In V1 / older interface

  1. Open the file in the Seedr Video Viewer.
  2. Click the CC icon at the bottom right of the player.
  3. Pick Add.
  4. Choose a language from the list, or search for a specific subtitle file.
  5. Or upload your own .srt.

In V2

  1. Open the file in the V2 Video Viewer.
  2. Find the subtitles icon on the right side of the player.
  3. Click to open the subtitles panel.
  4. If a track in your preferred language is already listed, click it.
  5. If not, click the search icon next to the language menu.
  6. Type the video title or the language you want.
  7. Browse results and pick one.
  8. It loads into the player immediately.

To switch tracks mid-playback, just open the panel again and pick a different language. The video keeps playing.

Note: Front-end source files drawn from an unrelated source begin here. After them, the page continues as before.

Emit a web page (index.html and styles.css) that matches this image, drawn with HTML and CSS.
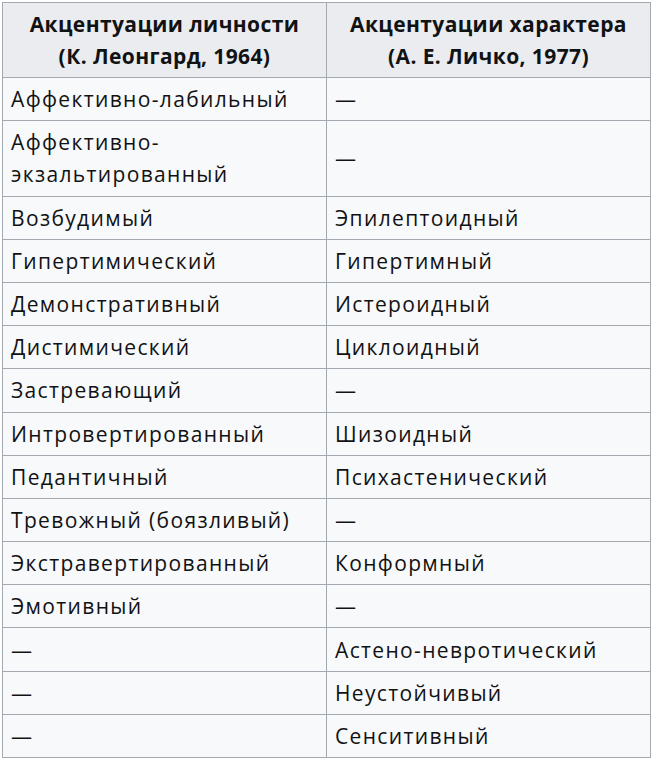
FILE: index.html
```html
<!DOCTYPE html>
<html lang="ru">
<head>
<meta charset="utf-8">
<link rel="stylesheet" href="styles.css">
</head>
<body>
<table class="wikitable">
  <thead>
    <tr>
      <th>Акцентуации личности<br>(К. Леонгард, 1964)</th>
      <th>Акцентуации характера<br>(А. Е. Личко, 1977)</th>
    </tr>
  </thead>
  <tbody>
    <tr><td>Аффективно-лабильный</td><td>—</td></tr>
    <tr><td>Аффективно-<br>экзальтированный</td><td>—</td></tr>
    <tr><td>Возбудимый</td><td>Эпилептоидный</td></tr>
    <tr><td>Гипертимический</td><td>Гипертимный</td></tr>
    <tr><td>Демонстративный</td><td>Истероидный</td></tr>
    <tr><td>Дистимический</td><td>Циклоидный</td></tr>
    <tr><td>Застревающий</td><td>—</td></tr>
    <tr><td>Интровертированный</td><td>Шизоидный</td></tr>
    <tr><td>Педантичный</td><td>Психастенический</td></tr>
    <tr><td>Тревожный (боязливый)</td><td>—</td></tr>
    <tr><td>Экстравертированный</td><td>Конформный</td></tr>
    <tr><td>Эмотивный</td><td>—</td></tr>
    <tr><td>—</td><td>Астено-невротический</td></tr>
    <tr><td>—</td><td>Неустойчивый</td></tr>
    <tr><td>—</td><td>Сенситивный</td></tr>
  </tbody>
</table>
</body>
</html>
```

FILE: styles.css
```css
html, body {
  background: #ffffff;
}
body {
  margin: 2px;
  font-family: "Open Sans", "Noto Sans", sans-serif;
  font-size: 21px;
  color: #111213;
}
.wikitable {
  width: 649px;
  border-collapse: collapse;
  background: #f8f9fa;
  border: 1px solid #a2a9b1;
  table-layout: fixed;
}
.wikitable th,
.wikitable td {
  border: 1px solid #a2a9b1;
  padding: 5.1px 8px;
  line-height: 32px;
  width: 50%;
  white-space: nowrap;
}
.wikitable th {
  background: #eaecf0;
  font-weight: bold;
  text-align: center;
  letter-spacing: 0.4px;
}
.wikitable td {
  text-align: left;
  letter-spacing: 1.35px;
}
```
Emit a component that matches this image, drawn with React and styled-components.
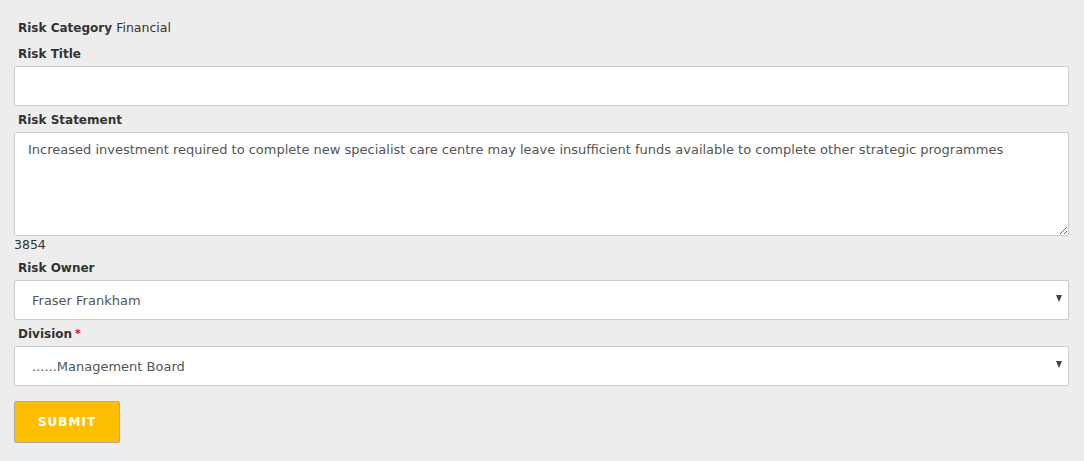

Tips for getting the right subtitle

  • If there are multiple matches, pick the one with the highest download count. It is usually the most accurate.
  • If timing looks off by a second or two, try a different version - some are for different cuts of the same film.
  • You can upload a .srt file yourself if you have one that you know is good.

Why you would use this

  • Language learning: watch with subs in the language you are learning. Read and hear simultaneously.
  • Accessibility: full dialogue available for deaf or hard-of-hearing viewers.
  • Watching together: you speak one language, your partner another. Pick their language for subs.
  • Hard dialogue: heavy accents, whispered scenes, bad audio mix - subtitles fix it.
  • Foreign films: keep the original audio, read subtitles in your language.

What is next

A few things in progress:

  • Cleaner subtitles UI: bigger tap targets, better typography, fewer steps.
  • Saved subtitle preferences per language, so Seedr remembers your choices.
  • Subtitle support that carries over to offline playback in V2 - add the track before you go offline.
  • Better handling of multi-audio-track files alongside subtitles.

Wrap

No more hunting for .srt files. No restart of the video. Subtitles in the player, in any of a dozen-plus languages, from the OpenSubtitles database or your own upload.